This is not what I, and I would posit most physicists, understand as a physical treatment of what general covariance is in physics. General covariance is that the equations look the same in any coordinate frame - any meaning that the transformations can be any function. The only limitation is that the functions be differentiable, maybe n or infinite times (diffeomorphisms).
Newtonian mechanics has the Galilean group as its definition of covariance. It means transformations to inertial frames only. That is not general covariance in the way physics either works or is understood.

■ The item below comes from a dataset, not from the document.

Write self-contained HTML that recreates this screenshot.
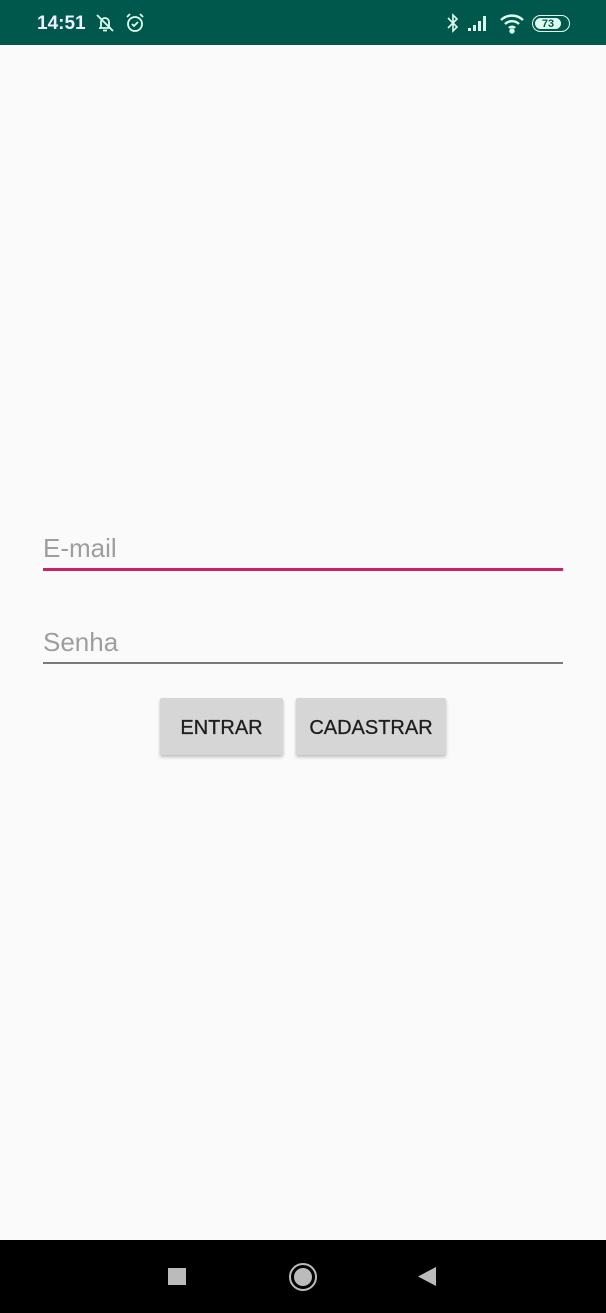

Possibly you can define mathematical contraptions that allows something more general, but it would be a mathematical technique, not a deep property of the physics. The Lagrange or Hamilton equations (which yes are more than contraptions but still no newer physics than Newtonian mechanics) may look the same if you change the p and q's to another coordinate system, but the equations of motion are different in non-inertial frames. The centrifugal and Coriolis forces are not real forces but appear in rotating coordinate frames. And yes, you do have relativity covariant (or Lorentz covariant in special relativity) but it is not space, it is 4D spacetime and a +/- 2 signature, and not 3D.

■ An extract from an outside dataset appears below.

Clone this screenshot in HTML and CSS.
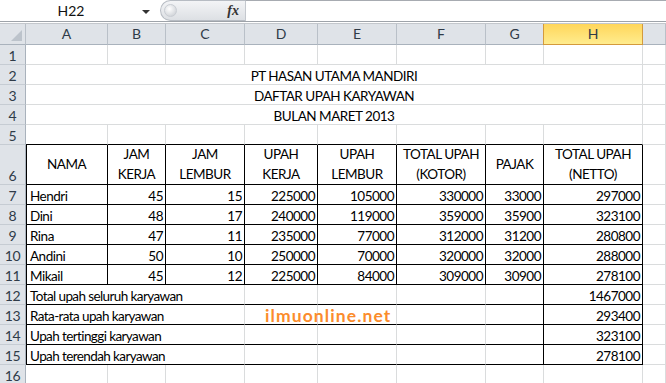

I saw the Wikipedia article, and for physicists also Landau and Lifshitz and Goldstein/etc, on Newtonian covariance and this is consistent. Wikipedia simply calls the Galilean group the covariance group. In physics we call it the symmetry group. In that article that the OP referred to it clearly says covariant for special relativity, but they say'Lorentz covariant'. Newtonian mechanics is similarly 'I Galilean covariant'. BTW, the article referred to by the OP is about philosophy of science, not about science.
Did some new physics that makes Newtonian mechanics generally covariant get discovered more than 200'years after Newton?

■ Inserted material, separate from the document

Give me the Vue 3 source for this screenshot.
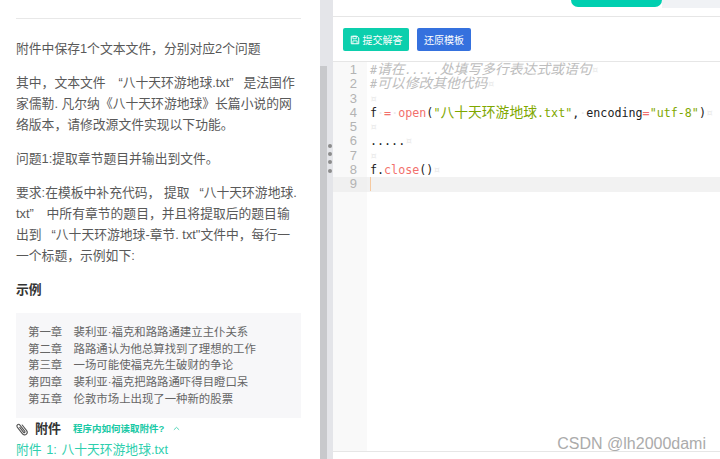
<template>
  <div class="page">
    <section class="question">
      <div class="top-rule"></div>
      <p class="first">附件中保存1个文本文件，分别对应2个问题</p>
      <p>其中，文本文件　“八十天环游地球.txt”&ensp; 是法国作家儒勒. 凡尔纳《八十天环游地球》长篇小说的网络版本，请修改源文件实现以下功能。</p>
      <p>问题1:提取章节题目并输出到文件。</p>
      <p>要求:在模板中补充代码， 提取&ensp; “八十天环游地球.<br />txt”　中所有章节的题目，并且将提取后的题目输出到&ensp; “八十天环游地球-章节. txt"文件中，每行一一个标题，示例如下:</p>
      <h4>示例</h4>
      <div class="sample">
        <div v-for="row in chapters" :key="row">{{ row }}</div>
      </div>
      <div class="attach-head">
        <svg class="clip" viewBox="0 0 12 14" width="12" height="14">
          <path d="M8.6 4v7.2a2.6 2.6 0 0 1-5.2 0V2.6a1.7 1.7 0 0 1 3.4 0v8a.8.8 0 0 1-1.6 0V4.4" transform="rotate(-38 6 7)" fill="none" stroke="#555" stroke-width="1.1" stroke-linecap="round" />
        </svg>
        <strong>附件</strong>
        <a class="how">程序内如何读取附件?</a>
        <svg class="chev" viewBox="0 0 8 5" width="7" height="5">
          <path d="M1 4 4 1.2 7 4" fill="none" stroke="#3fd0b0" stroke-width="1" />
        </svg>
      </div>
      <a class="file">附件 1: 八十天环游地球.txt</a>
    </section>

    <div class="scrollbar"><div class="thumb"></div></div>

    <div class="splitter">
      <i v-for="n in 4" :key="n"></i>
    </div>

    <section class="workspace">
      <div class="tabs">
        <div class="tab-active"></div>
        <div class="tab-rest"></div>
      </div>
      <div class="toolbar">
        <button class="btn green">
          <svg viewBox="0 0 12 12" width="10" height="10">
            <path d="M1.5 1.5h7l2 2v7h-9z" fill="none" stroke="#fff" stroke-width="1.2" />
            <path d="M3.5 1.5h4v3h-4zM3.5 10.5v-3.5h5v3.5" fill="none" stroke="#fff" stroke-width="1" />
          </svg>
          提交解答
        </button>
        <button class="btn blue">还原模板</button>
      </div>
      <div class="editor">
        <div class="gutter">
          <div v-for="n in 9" :key="n" class="num" :class="{ on: n === 9 }">{{ n }}</div>
        </div>
        <div class="code">
          <div class="line comment"><span>#</span><span class="zh">请在</span><span>.....</span><span class="zh">处填写多行表达式或语句</span><span class="inv">¤</span></div>
          <div class="line comment"><span>#</span><span class="zh">可以修改其他代码</span><span class="inv">¤</span></div>
          <div class="line"><span class="inv">¤</span></div>
          <div class="line">f<span class="inv">·</span><span class="op">=</span><span class="inv">·</span><span class="fn">open</span>(<span class="str">"<span class="zh">八十天环游地球</span>.txt"</span>,<span class="inv">·</span>encoding<span class="op">=</span><span class="str">"utf-8"</span>)<span class="inv">¤</span></div>
          <div class="line"><span class="inv">¤</span></div>
          <div class="line">.....<span class="inv">¤</span></div>
          <div class="line"><span class="inv">¤</span></div>
          <div class="line">f.<span class="fn">close</span>()<span class="inv">¤</span></div>
          <div class="line active"><span class="cursor"></span></div>
        </div>
      </div>
      <div class="watermark">CSDN @lh2000dami</div>
    </section>
  </div>
</template>

<script setup>
  const chapters = [
    '第一章　裴利亚·福克和路路通建立主仆关系',
    '第二章　路路通认为他总算找到了理想的工作',
    '第三章　一场可能使福克先生破财的争论',
    '第四章　裴利亚·福克把路路通吓得目瞪口呆',
    '第五章　伦敦市场上出现了一种新的股票',
  ]
</script>

<style>
  html,
  body {
    margin: 0;
    background: #fff;
  }
</style>

<style scoped>
  .page {
    display: flex;
    width: 720px;
    height: 459px;
    overflow: hidden;
    font-family: "Liberation Sans", "Noto Sans CJK SC", sans-serif;
  }

  .question {
    width: 320px;
    height: 459px;
    flex: none;
    box-sizing: border-box;
    padding: 0 19px 0 16px;
    overflow: hidden;
    color: #595959;
    font-size: 12.8px;
    line-height: 21px;
  }

  .top-rule {
    height: 18px;
    border-bottom: 1px solid #e8e8e8;
  }

  .question p {
    margin: 0 0 13px;
  }

  .question p.first {
    margin-top: 19px;
  }

  .question h4 {
    margin: 0;
    color: #333;
    font-size: 12.8px;
    line-height: 21px;
    font-weight: 700;
  }

  .sample {
    height: 105px;
    box-sizing: border-box;
    margin-top: 13px;
    padding: 11px 12px 0;
    background: #f7f7f9;
    color: #666;
    font-size: 11.4px;
    line-height: 16.7px;
    white-space: nowrap;
  }

  .attach-head {
    display: flex;
    align-items: center;
    height: 21px;
  }

  .clip {
    flex: none;
    margin-right: 7px;
    overflow: visible;
  }

  .attach-head strong {
    color: #333;
    font-size: 13px;
    margin-right: 12px;
  }

  .how {
    color: #19c9a5;
    font-size: 9.5px;
    font-weight: 700;
    margin-right: 9px;
  }

  .chev {
    flex: none;
  }

  .file {
    display: block;
    color: #2fcfae;
    font-size: 12.8px;
    line-height: 21px;
    word-spacing: 1px;
    white-space: nowrap;
  }

  .scrollbar {
    width: 7px;
    height: 459px;
    flex: none;
    padding-top: 66px;
    box-sizing: border-box;
    background: #e4e5e9;
  }

  .thumb {
    height: 100%;
    background: #c8c9cc;
  }

  .splitter {
    width: 6px;
    height: 459px;
    flex: none;
    box-sizing: border-box;
    padding-top: 144px;
    background: #e4e5e9;
    display: flex;
    flex-direction: column;
    align-items: center;
    gap: 4.2px;
  }

  .splitter i {
    width: 4px;
    height: 4px;
    border-radius: 50%;
    background: #8c8c8c;
    flex: none;
  }

  .workspace {
    position: relative;
    flex: 1;
    min-width: 0;
    height: 459px;
    display: flex;
    flex-direction: column;
  }

  .tabs {
    height: 16px;
    flex: none;
    box-sizing: content-box;
    border-bottom: 1px solid #e6e6e6;
    display: flex;
    justify-content: flex-end;
    align-items: flex-start;
  }

  .tab-active {
    width: 91px;
    height: 7px;
    background: #00cfb0;
    border-radius: 0 0 18px 18px;
  }

  .tab-rest {
    width: 58px;
    height: 8px;
    background: #f0f2f5;
  }

  .toolbar {
    height: 45px;
    flex: none;
    box-sizing: border-box;
    padding: 11px 0 0 10px;
    display: flex;
    gap: 8px;
    align-items: flex-start;
    border-bottom: 1px solid #e6e6e6;
  }

  .btn {
    display: flex;
    align-items: center;
    justify-content: center;
    gap: 3px;
    height: 23px;
    padding: 0;
    border: 0;
    border-radius: 2px;
    color: #fff;
    font-family: inherit;
    font-size: 10px;
  }

  .btn.green {
    width: 66px;
    background: #0ccfad;
  }

  .btn.blue {
    width: 54px;
    background: #3571de;
  }

  .editor {
    display: flex;
    height: 390px;
    flex: none;
    box-sizing: border-box;
    border-bottom: 1px solid #e6e6e6;
  }

  .gutter {
    width: 34px;
    flex: none;
    padding-top: 1px;
    background: #f9f9f9;
  }

  .num {
    height: 14.3px;
    line-height: 14.3px;
    padding-right: 10px;
    text-align: right;
    color: #b3b3b3;
    font-family: "Liberation Sans", sans-serif;
    font-size: 13px;
  }

  .num.on {
    background: #f0f0f0;
  }

  .code {
    flex: 1;
    min-width: 0;
    padding-top: 1px;
    color: #222;
    font-family: "DejaVu Sans Mono", monospace;
    font-size: 11.7px;
  }

  .line {
    height: 14.3px;
    line-height: 14.3px;
    padding-left: 3px;
    white-space: pre;
  }

  .line.active {
    background: #f2f2f2;
  }

  .cursor {
    display: inline-block;
    width: 1px;
    height: 14px;
    background: #f5c9a0;
    vertical-align: top;
  }

  .zh {
    font-family: "Noto Sans CJK SC", sans-serif;
    font-size: 13.8px;
    line-height: 0;
  }

  .comment {
    color: #bdbdbd;
    font-style: italic;
  }

  .inv {
    color: #eaeaea;
    font-style: normal;
  }

  .op,
  .fn {
    color: #f2706c;
  }

  .str {
    color: #7fa800;
  }

  .watermark {
    position: absolute;
    right: 14px;
    bottom: 6px;
    color: #ababab;
    font-family: "Liberation Sans", sans-serif;
    font-size: 16px;
    line-height: 18px;
  }
</style>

Or am I not understanding something you are trying to say? And if so, does it make any difference in physics and is it represented in accepted refereed physics journals?
By the way, in general relativity having the general covariance makes a difference. In radial normal coordinates the Schwarzchild metric has a singularity at the horizon. In Penrose or Kruskal coordinates it is seen that it is not, and in fact you can use them to understand the causal structure of black holes. Many other reasons. It is not for naught.